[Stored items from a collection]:
>> begin

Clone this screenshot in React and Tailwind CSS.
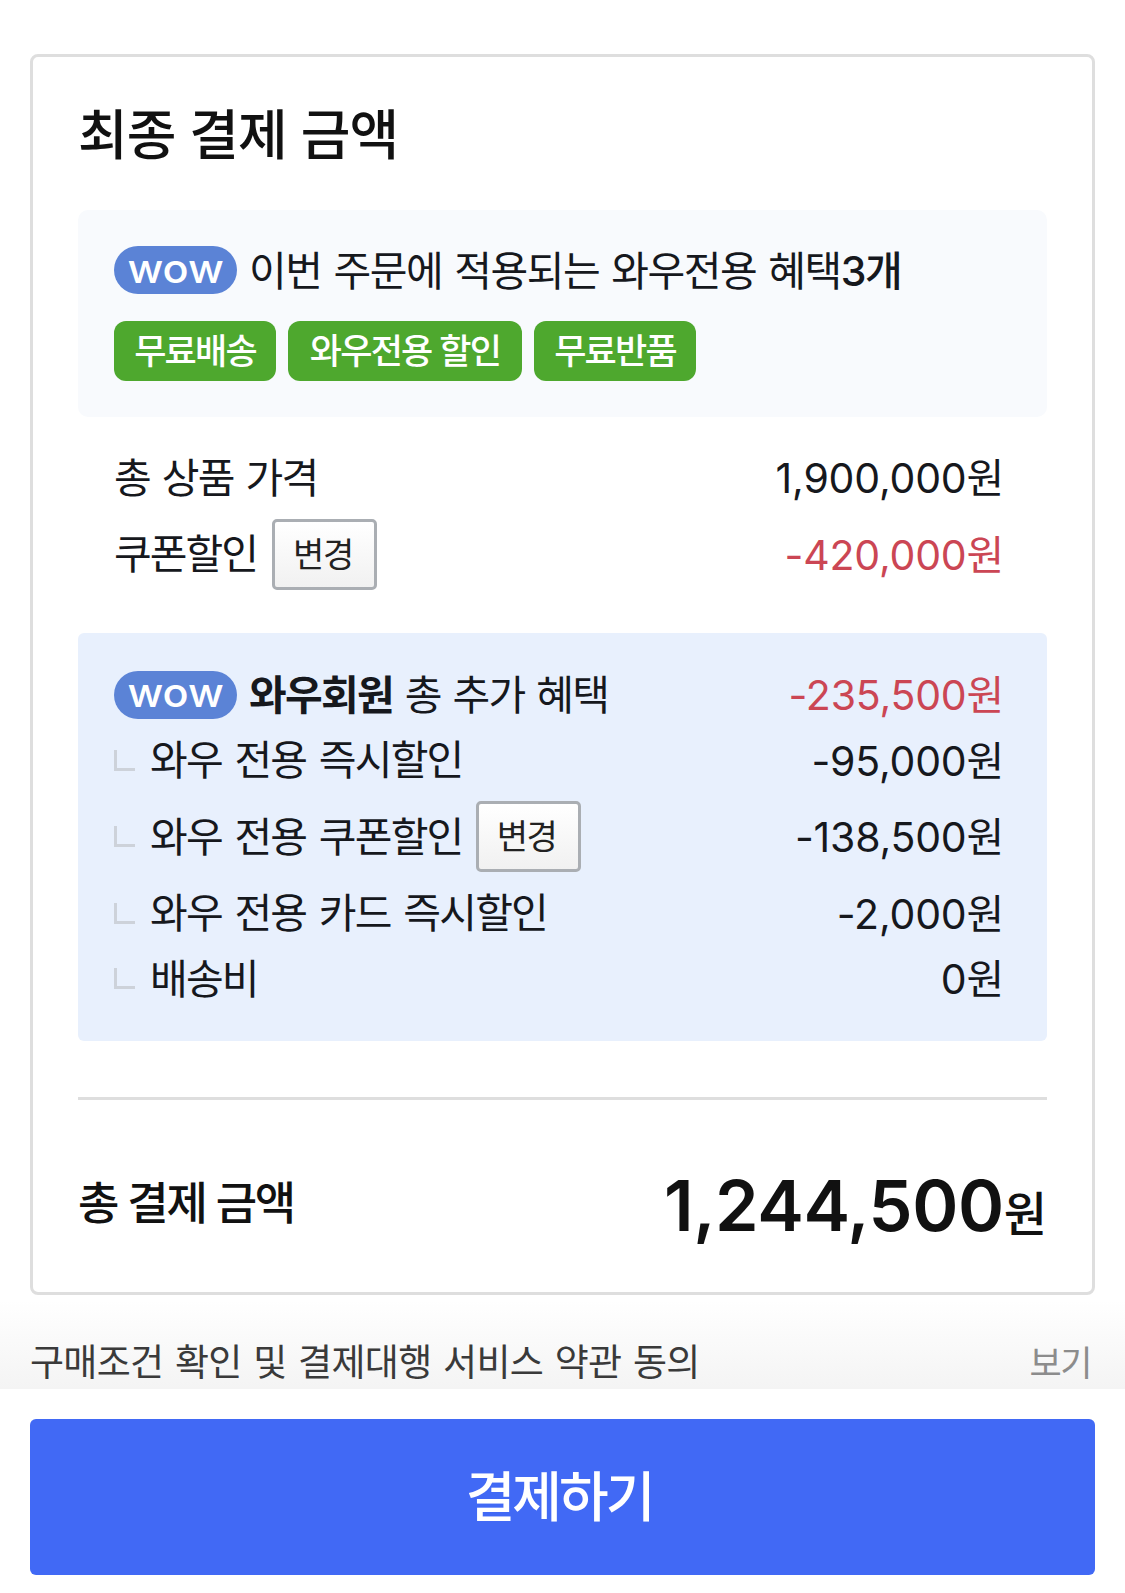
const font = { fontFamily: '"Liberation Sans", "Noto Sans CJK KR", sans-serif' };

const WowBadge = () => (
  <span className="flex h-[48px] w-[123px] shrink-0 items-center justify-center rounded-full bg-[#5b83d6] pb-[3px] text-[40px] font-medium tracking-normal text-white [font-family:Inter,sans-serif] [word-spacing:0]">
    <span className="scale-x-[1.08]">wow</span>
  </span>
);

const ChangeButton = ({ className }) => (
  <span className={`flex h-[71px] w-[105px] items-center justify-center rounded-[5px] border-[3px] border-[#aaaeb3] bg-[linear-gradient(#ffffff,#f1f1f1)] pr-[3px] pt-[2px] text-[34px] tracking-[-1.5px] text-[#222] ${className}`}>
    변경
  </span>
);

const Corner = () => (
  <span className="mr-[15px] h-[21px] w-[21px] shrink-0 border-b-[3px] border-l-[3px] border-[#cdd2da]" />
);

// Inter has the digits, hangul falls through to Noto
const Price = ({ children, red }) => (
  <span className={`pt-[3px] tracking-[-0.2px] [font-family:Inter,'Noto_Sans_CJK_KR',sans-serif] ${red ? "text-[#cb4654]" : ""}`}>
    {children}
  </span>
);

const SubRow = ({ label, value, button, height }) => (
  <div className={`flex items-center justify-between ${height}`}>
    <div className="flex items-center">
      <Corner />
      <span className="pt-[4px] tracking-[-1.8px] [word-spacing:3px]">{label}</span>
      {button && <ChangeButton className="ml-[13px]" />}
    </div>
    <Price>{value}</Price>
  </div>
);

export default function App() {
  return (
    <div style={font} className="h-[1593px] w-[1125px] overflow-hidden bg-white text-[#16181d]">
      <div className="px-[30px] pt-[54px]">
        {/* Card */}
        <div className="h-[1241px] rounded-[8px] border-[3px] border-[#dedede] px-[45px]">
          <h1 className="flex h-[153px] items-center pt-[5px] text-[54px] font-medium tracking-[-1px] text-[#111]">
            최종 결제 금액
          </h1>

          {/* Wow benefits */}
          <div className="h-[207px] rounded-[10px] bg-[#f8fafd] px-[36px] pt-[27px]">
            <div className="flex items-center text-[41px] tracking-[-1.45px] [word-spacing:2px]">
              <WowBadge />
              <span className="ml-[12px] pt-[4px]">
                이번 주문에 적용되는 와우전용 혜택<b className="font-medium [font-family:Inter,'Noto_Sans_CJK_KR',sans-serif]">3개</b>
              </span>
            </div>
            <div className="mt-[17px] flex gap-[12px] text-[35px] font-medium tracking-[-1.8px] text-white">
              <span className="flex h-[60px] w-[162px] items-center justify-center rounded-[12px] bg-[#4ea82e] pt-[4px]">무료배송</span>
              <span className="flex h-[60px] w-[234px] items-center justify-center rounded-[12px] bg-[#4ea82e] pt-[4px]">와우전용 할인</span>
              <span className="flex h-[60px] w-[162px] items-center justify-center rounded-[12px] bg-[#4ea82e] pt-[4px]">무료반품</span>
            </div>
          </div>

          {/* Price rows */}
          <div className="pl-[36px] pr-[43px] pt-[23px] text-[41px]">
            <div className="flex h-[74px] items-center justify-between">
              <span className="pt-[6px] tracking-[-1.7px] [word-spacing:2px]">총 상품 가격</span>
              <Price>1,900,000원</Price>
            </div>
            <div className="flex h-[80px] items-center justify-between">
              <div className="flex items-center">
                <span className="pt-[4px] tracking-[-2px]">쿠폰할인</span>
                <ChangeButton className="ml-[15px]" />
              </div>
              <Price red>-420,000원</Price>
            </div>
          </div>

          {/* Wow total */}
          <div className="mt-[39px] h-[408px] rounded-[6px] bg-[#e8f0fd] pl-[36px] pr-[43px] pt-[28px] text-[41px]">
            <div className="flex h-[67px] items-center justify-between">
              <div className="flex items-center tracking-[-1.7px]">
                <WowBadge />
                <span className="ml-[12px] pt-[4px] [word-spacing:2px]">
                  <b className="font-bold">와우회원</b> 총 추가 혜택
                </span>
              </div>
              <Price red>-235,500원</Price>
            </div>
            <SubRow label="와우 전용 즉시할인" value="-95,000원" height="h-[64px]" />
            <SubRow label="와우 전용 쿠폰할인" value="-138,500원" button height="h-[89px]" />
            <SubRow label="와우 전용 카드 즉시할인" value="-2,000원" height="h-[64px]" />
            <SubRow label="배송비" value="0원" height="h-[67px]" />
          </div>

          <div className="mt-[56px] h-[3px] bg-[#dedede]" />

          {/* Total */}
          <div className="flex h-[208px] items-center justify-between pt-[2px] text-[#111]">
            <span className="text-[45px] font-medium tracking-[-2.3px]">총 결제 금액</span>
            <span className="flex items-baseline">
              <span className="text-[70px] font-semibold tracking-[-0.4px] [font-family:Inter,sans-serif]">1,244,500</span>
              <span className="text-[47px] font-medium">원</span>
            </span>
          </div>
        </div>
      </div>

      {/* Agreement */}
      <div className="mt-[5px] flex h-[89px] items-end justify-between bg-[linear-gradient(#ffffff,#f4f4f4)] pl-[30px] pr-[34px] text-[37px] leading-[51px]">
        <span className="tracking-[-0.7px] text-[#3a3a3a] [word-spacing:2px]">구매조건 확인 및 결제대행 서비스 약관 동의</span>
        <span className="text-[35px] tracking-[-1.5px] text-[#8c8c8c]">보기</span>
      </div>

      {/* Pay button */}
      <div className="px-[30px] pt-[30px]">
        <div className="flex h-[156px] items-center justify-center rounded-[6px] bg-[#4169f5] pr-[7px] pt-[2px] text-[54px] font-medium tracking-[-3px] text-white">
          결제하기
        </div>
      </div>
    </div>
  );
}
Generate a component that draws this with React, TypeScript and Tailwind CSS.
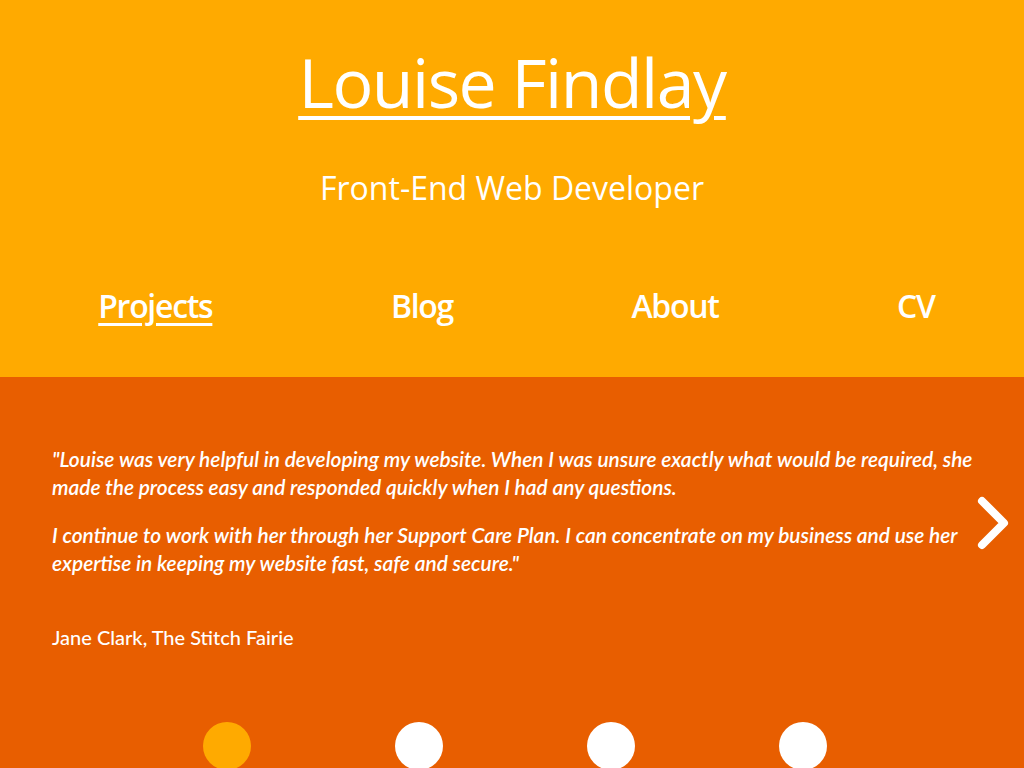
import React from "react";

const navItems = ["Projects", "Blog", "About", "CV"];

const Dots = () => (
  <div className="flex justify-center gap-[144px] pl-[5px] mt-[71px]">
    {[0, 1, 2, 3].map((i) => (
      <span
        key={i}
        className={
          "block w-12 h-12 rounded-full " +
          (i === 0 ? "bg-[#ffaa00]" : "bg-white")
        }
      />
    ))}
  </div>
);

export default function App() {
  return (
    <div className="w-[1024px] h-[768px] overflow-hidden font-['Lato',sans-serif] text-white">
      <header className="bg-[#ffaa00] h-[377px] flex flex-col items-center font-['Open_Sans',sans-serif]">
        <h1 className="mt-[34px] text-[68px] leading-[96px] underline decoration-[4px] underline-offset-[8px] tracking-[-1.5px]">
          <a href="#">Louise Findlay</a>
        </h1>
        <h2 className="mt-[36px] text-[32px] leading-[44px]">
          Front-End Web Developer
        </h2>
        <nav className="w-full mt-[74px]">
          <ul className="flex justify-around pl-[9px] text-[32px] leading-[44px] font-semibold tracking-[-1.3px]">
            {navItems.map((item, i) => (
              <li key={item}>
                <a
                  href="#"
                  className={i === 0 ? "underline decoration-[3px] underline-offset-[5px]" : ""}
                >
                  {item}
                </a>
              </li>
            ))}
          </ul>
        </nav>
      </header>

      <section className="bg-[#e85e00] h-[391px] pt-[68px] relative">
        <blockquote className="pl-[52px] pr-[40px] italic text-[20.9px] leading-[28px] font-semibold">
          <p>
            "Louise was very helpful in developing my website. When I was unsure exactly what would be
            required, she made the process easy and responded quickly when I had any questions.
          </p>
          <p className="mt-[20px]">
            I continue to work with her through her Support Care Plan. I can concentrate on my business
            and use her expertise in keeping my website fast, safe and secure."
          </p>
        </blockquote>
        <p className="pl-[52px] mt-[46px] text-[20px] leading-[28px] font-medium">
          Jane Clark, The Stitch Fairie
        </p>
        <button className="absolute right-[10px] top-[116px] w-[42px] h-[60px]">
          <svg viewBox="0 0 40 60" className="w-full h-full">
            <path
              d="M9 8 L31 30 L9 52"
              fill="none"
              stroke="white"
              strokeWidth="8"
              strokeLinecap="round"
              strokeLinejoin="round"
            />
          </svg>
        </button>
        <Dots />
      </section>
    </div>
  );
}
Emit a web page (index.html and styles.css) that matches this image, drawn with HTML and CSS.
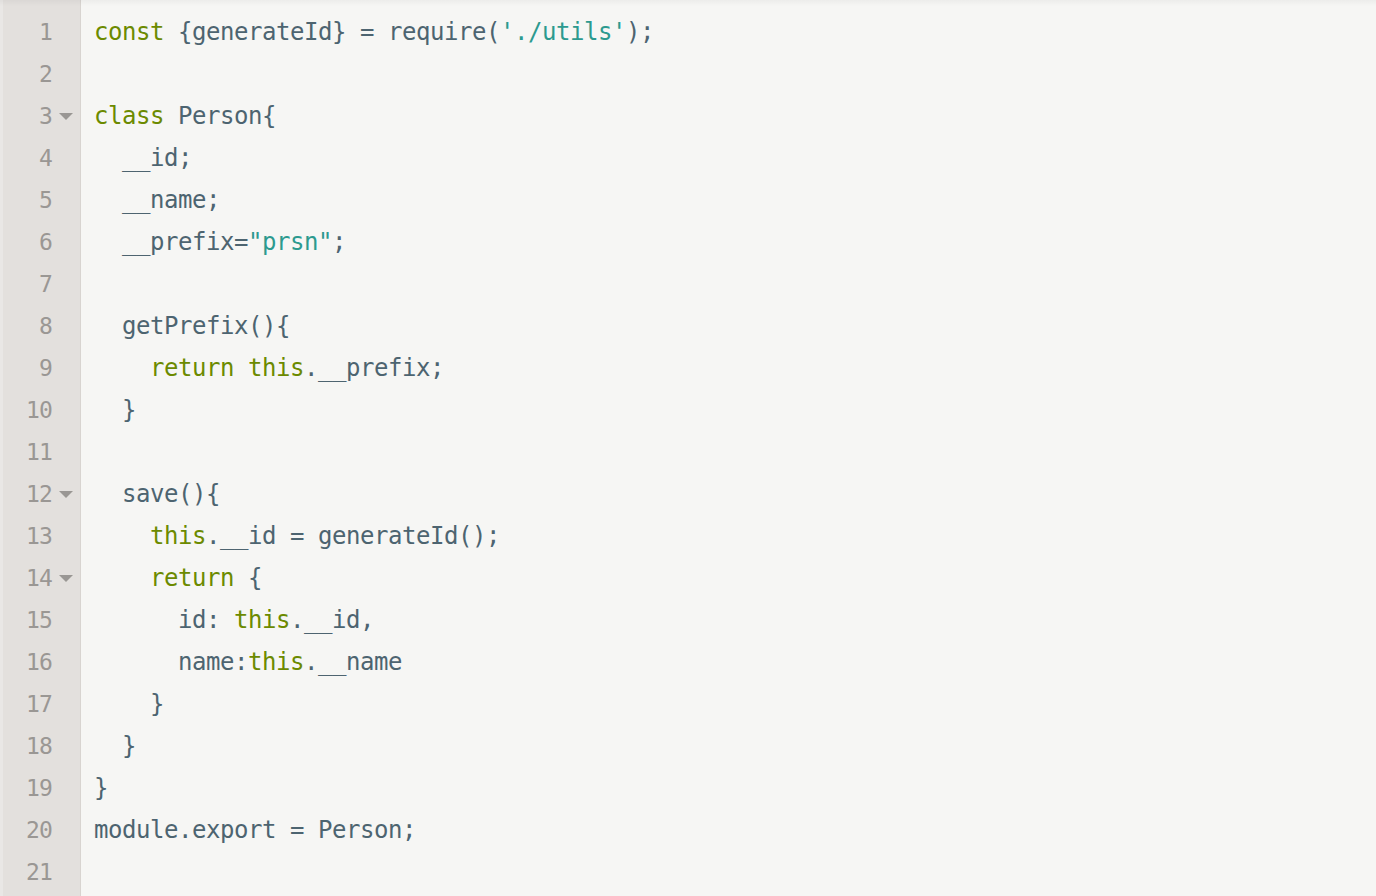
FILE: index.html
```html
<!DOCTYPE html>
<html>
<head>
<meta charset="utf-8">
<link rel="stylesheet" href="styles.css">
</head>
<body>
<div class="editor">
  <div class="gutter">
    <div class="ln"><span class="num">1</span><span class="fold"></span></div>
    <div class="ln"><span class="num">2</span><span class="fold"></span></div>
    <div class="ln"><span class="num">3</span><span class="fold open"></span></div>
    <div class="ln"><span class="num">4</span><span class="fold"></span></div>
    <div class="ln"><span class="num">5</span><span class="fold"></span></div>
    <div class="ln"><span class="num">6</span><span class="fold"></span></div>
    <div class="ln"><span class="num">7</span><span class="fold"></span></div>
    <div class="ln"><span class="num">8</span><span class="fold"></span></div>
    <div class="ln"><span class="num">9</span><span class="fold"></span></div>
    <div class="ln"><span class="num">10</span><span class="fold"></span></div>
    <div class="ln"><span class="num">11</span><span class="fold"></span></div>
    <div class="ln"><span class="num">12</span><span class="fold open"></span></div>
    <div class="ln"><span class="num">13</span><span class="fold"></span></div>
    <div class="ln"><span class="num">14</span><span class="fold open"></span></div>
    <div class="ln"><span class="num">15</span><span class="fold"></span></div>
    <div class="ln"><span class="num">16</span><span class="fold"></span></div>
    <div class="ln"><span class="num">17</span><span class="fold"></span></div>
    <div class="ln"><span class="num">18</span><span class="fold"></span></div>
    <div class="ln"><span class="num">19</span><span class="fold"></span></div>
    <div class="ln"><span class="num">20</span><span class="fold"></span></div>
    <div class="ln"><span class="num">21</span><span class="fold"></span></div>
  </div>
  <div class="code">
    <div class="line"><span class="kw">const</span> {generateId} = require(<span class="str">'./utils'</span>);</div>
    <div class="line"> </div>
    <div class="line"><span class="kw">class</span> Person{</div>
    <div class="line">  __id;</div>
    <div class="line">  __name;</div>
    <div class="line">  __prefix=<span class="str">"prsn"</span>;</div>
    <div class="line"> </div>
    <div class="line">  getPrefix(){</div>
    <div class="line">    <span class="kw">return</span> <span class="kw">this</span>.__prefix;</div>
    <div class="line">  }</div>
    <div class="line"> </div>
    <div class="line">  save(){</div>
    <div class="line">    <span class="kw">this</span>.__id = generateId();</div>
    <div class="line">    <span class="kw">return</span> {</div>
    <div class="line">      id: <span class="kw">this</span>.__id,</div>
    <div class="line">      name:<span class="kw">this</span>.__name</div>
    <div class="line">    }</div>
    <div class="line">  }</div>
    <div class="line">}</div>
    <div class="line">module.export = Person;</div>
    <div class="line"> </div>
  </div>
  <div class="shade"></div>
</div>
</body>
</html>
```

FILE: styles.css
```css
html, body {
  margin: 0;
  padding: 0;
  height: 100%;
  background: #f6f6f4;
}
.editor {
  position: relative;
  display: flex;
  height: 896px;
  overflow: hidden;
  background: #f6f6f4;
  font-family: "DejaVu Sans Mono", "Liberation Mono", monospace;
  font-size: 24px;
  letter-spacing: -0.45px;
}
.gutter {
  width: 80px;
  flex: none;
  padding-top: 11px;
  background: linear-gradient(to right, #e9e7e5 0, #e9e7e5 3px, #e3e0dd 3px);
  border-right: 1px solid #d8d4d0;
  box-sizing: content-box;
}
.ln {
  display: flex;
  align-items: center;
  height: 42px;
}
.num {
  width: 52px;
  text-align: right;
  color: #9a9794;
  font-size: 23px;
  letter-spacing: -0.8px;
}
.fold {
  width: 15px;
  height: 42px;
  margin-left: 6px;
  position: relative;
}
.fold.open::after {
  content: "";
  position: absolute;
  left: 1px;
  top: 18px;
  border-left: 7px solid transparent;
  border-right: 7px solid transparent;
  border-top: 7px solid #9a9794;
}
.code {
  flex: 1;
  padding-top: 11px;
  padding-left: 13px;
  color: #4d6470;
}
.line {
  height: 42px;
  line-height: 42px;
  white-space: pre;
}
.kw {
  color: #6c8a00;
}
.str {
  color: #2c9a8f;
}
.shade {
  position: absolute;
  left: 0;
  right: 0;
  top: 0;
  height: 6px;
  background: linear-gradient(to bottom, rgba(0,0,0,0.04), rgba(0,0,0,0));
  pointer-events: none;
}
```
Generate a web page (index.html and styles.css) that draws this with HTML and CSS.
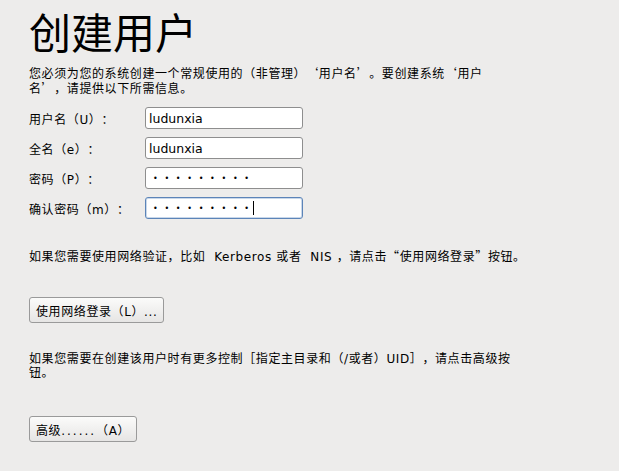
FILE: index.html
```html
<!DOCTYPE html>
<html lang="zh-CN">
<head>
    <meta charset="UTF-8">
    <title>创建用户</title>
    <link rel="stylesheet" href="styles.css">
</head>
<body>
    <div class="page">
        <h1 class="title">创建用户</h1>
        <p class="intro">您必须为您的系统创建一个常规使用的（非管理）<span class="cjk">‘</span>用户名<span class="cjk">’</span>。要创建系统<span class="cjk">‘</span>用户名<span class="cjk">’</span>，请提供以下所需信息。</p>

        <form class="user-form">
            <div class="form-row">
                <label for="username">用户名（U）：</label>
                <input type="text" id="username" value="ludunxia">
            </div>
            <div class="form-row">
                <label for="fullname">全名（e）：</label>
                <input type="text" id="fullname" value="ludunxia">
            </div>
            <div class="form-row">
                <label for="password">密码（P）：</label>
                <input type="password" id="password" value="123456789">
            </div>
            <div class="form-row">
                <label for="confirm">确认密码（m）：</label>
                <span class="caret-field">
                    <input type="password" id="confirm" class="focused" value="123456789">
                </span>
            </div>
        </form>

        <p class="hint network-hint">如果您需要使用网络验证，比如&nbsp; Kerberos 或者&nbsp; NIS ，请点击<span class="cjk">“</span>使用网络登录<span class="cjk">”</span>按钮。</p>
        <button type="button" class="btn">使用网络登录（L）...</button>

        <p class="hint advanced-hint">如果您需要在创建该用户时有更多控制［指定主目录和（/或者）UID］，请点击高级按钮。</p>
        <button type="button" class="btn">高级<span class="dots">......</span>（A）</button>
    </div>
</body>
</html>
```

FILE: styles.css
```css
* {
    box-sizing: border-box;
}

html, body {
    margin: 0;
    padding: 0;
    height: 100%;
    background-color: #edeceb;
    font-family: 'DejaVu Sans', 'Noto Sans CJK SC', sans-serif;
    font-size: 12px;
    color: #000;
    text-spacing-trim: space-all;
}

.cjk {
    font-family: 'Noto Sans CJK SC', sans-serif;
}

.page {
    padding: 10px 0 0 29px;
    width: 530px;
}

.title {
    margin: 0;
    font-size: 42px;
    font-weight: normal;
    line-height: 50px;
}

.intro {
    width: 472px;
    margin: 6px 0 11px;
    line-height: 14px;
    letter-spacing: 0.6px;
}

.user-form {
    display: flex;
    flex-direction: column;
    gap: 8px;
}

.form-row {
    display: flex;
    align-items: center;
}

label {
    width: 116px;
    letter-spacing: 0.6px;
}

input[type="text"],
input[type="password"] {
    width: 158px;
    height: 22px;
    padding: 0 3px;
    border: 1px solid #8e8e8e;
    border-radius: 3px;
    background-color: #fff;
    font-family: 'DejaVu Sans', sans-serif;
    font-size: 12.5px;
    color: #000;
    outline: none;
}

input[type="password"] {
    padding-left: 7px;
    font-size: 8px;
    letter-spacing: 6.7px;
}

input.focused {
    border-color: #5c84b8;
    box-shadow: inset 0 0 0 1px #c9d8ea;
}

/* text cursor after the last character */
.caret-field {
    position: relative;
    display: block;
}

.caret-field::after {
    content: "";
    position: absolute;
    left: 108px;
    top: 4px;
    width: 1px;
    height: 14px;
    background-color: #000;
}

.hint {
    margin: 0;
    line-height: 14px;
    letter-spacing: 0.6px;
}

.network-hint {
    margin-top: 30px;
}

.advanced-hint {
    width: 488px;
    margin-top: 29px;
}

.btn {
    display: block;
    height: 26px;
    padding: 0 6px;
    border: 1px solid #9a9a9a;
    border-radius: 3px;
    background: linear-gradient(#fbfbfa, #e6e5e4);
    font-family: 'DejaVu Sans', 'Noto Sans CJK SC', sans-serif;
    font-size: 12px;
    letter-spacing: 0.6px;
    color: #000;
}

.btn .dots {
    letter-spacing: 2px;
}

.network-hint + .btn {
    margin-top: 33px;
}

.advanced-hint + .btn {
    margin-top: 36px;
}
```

>> end

[Problem to solve]: Consider the entries above and return each line with the string "that".

[Result]:
Generate a component that draws this with React, TypeScript and Tailwind CSS.
Emit a web page (index.html and styles.css) that matches this image, drawn with HTML and CSS.
Generate a web page (index.html and styles.css) that draws this with HTML and CSS.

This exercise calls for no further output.